### Work to complete
Extract all lines containing "with".

+ + + + +

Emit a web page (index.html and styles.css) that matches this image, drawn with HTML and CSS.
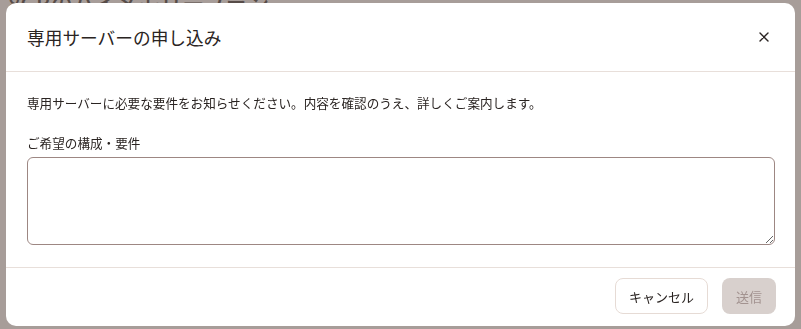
FILE: index.html
```html
<!DOCTYPE html>
<html lang="ja">
<head>
    <meta charset="UTF-8">
    <meta name="viewport" content="width=device-width, initial-scale=1.0">
    <title>専用サーバーの申し込み</title>
    <link rel="stylesheet" href="styles.css">
</head>
<body>

    <!-- 背景のページ -->
    <div class="page">
        <h1 class="page-title">8GBのハイメモリープラン</h1>
        <div class="page-rule"></div>
    </div>

    <!-- モーダル -->
    <div class="overlay">
        <div class="modal">
            <div class="modal-header">
                <h2>専用サーバーの申し込み</h2>
                <button class="close" type="button" aria-label="閉じる">
                    <svg width="10" height="10" viewBox="0 0 10 10">
                        <path d="M1 1L9 9M9 1L1 9" stroke="#2a2422" stroke-width="1.4" stroke-linecap="round"/>
                    </svg>
                </button>
            </div>
            <div class="modal-body">
                <p>専用サーバーに必要な要件をお知らせください。内容を確認のうえ、詳しくご案内します。</p>
                <label for="requirements">ご希望の構成・要件</label>
                <textarea id="requirements"></textarea>
            </div>
            <div class="modal-footer">
                <button class="btn btn-cancel" type="button">キャンセル</button>
                <button class="btn btn-send" type="button" disabled>送信</button>
            </div>
        </div>
    </div>

</body>
</html>
```

FILE: styles.css
```css
html, body {
    margin: 0;
    height: 100%;
}
body {
    font-family: "Noto Sans CJK JP", "Noto Sans", sans-serif;
    background-color: #f7f3f1;
    color: #2a2422;
    overflow: hidden;
}
.page {
    padding: 0 8px;
}
.page-title {
    margin: -14px 0 0;
    font-size: 22px;
    font-weight: 500;
    color: #3a3330;
}
.page-rule {
    margin-top: 125px;
    height: 1px;
    background-color: #d8cfcb;
}
.overlay {
    position: fixed;
    inset: 0;
    background-color: rgba(108, 94, 90, 0.58);
    display: flex;
    align-items: center;
    justify-content: center;
}
.modal {
    width: calc(100% - 12px);
    height: calc(100% - 6px);
    background-color: #fff;
    border-radius: 10px;
    display: flex;
    flex-direction: column;
    box-sizing: border-box;
}
.modal-header {
    height: 68px;
    display: flex;
    align-items: center;
    justify-content: space-between;
    padding: 0 20px 0 21px;
    border-bottom: 1px solid #e8dfda;
    flex-shrink: 0;
}
.modal-header h2 {
    margin: 0;
    font-size: 17.7px;
    font-weight: 400;
}
.close {
    border: none;
    background: none;
    padding: 4px;
    margin-right: 2px;
    cursor: pointer;
    display: flex;
}
.modal-body {
    flex: 1;
    padding: 21px 20px 21px 21px;
    display: flex;
    flex-direction: column;
}
.modal-body p {
    margin: 0 0 21px;
    font-size: 12.6px;
    line-height: 20px;
}
.modal-body label {
    font-size: 12.6px;
    line-height: 18px;
    margin-bottom: 5px;
}
textarea {
    height: 88px;
    box-sizing: border-box;
    border: 1px solid #9d8783;
    border-radius: 6px;
    resize: vertical;
    font-family: inherit;
    font-size: 13px;
    padding: 8px 10px;
}
.modal-footer {
    height: 59px;
    border-top: 1px solid #e8dfda;
    display: flex;
    justify-content: flex-end;
    align-items: flex-start;
    gap: 14px;
    padding: 10px 19px 0;
    box-sizing: border-box;
    flex-shrink: 0;
}
.btn {
    height: 36px;
    border-radius: 8px;
    font-family: inherit;
    font-size: 13px;
    cursor: pointer;
}
.btn-cancel {
    width: 93px;
    background-color: #fff;
    border: 1px solid #e6dbd5;
    color: #2a2422;
}
.btn-send {
    width: 54px;
    background-color: #d8d0cd;
    border: none;
    color: #a39390;
    cursor: default;
}
```
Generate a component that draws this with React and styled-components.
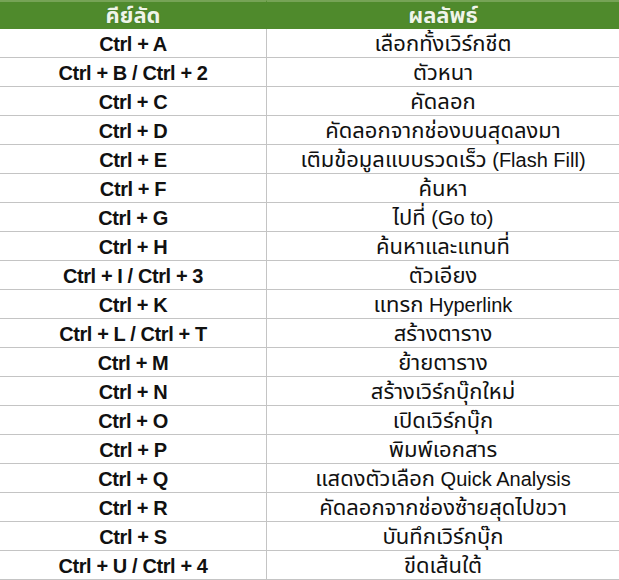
import React from "react";
import styled, { createGlobalStyle } from "styled-components";

const Global = createGlobalStyle`
  html, body { margin: 0; padding: 0; background: #ffffff; }
  body { font-family: "Liberation Sans", "Noto Sans", "Noto Sans Thai", Tahoma, sans-serif; }
`;

const rows = [
  ["Ctrl + A", "เลือกทั้งเวิร์กชีต"],
  ["Ctrl + B / Ctrl + 2", "ตัวหนา"],
  ["Ctrl + C", "คัดลอก"],
  ["Ctrl + D", "คัดลอกจากช่องบนสุดลงมา"],
  ["Ctrl + E", "เติมข้อมูลแบบรวดเร็ว (Flash Fill)"],
  ["Ctrl + F", "ค้นหา"],
  ["Ctrl + G", "ไปที่ (Go to)"],
  ["Ctrl + H", "ค้นหาและแทนที่"],
  ["Ctrl + I / Ctrl + 3", "ตัวเอียง"],
  ["Ctrl + K", "แทรก Hyperlink"],
  ["Ctrl + L / Ctrl + T", "สร้างตาราง"],
  ["Ctrl + M", "ย้ายตาราง"],
  ["Ctrl + N", "สร้างเวิร์กบุ๊กใหม่"],
  ["Ctrl + O", "เปิดเวิร์กบุ๊ก"],
  ["Ctrl + P", "พิมพ์เอกสาร"],
  ["Ctrl + Q", "แสดงตัวเลือก Quick Analysis"],
  ["Ctrl + R", "คัดลอกจากช่องซ้ายสุดไปขวา"],
  ["Ctrl + S", "บันทึกเวิร์กบุ๊ก"],
  ["Ctrl + U / Ctrl + 4", "ขีดเส้นใต้"],
];

const Table = styled.div`
  width: 619px;
  display: grid;
  grid-template-columns: 267px 352px;
`;

const HeadCell = styled.div`
  height: 29px;
  box-sizing: border-box;
  background: #4f8a2c;
  border-top: 2px solid #76a356;
  color: #eef5e8;
  font-weight: bold;
  font-size: 22px;
  display: flex;
  align-items: center;
  justify-content: center;
  padding-top: 1px;
  text-shadow: 0 0 1px rgba(0,0,0,0.35);
  border-right: ${(p) => (p.$first ? "1px solid #4f8a2c" : "none")};
`;

const Cell = styled.div`
  height: 29px;
  box-sizing: border-box;
  border-bottom: 1px solid #c4c4c4;
  border-right: ${(p) => (p.$first ? "1px solid #c4c4c4" : "none")};
  display: flex;
  align-items: center;
  justify-content: center;
  padding-top: 2px;
  color: #111;
  font-size: ${(p) => (p.$first ? "20px" : "20px")};
  letter-spacing: ${(p) => (p.$first ? "-0.4px" : "0")};
  font-weight: ${(p) => (p.$first ? "bold" : "normal")};
  white-space: pre;
`;

const Thai = styled.span`
  font-size: 22px;
  line-height: 1;
`;

function Mixed({ text }) {
  const parts = text.split(/([\u0E00-\u0E7F]+)/).filter(Boolean);
  return parts.map((p, i) =>
    /[\u0E00-\u0E7F]/.test(p) ? <Thai key={i}>{p}</Thai> : <span key={i}>{p}</span>
  );
}

export default function App() {
  return (
    <>
      <Global />
      <Table>
        <HeadCell $first>คีย์ลัด</HeadCell>
        <HeadCell>ผลลัพธ์</HeadCell>
        {rows.map(([k, v]) => (
          <React.Fragment key={k}>
            <Cell $first>{k}</Cell>
            <Cell>
              <Mixed text={v} />
            </Cell>
          </React.Fragment>
        ))}
      </Table>
    </>
  );
}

+ + + + +

### Response to this exercise
Emit a web page (index.html and styles.css) that matches this image, drawn with HTML and CSS.
Generate a component that draws this with React and styled-components.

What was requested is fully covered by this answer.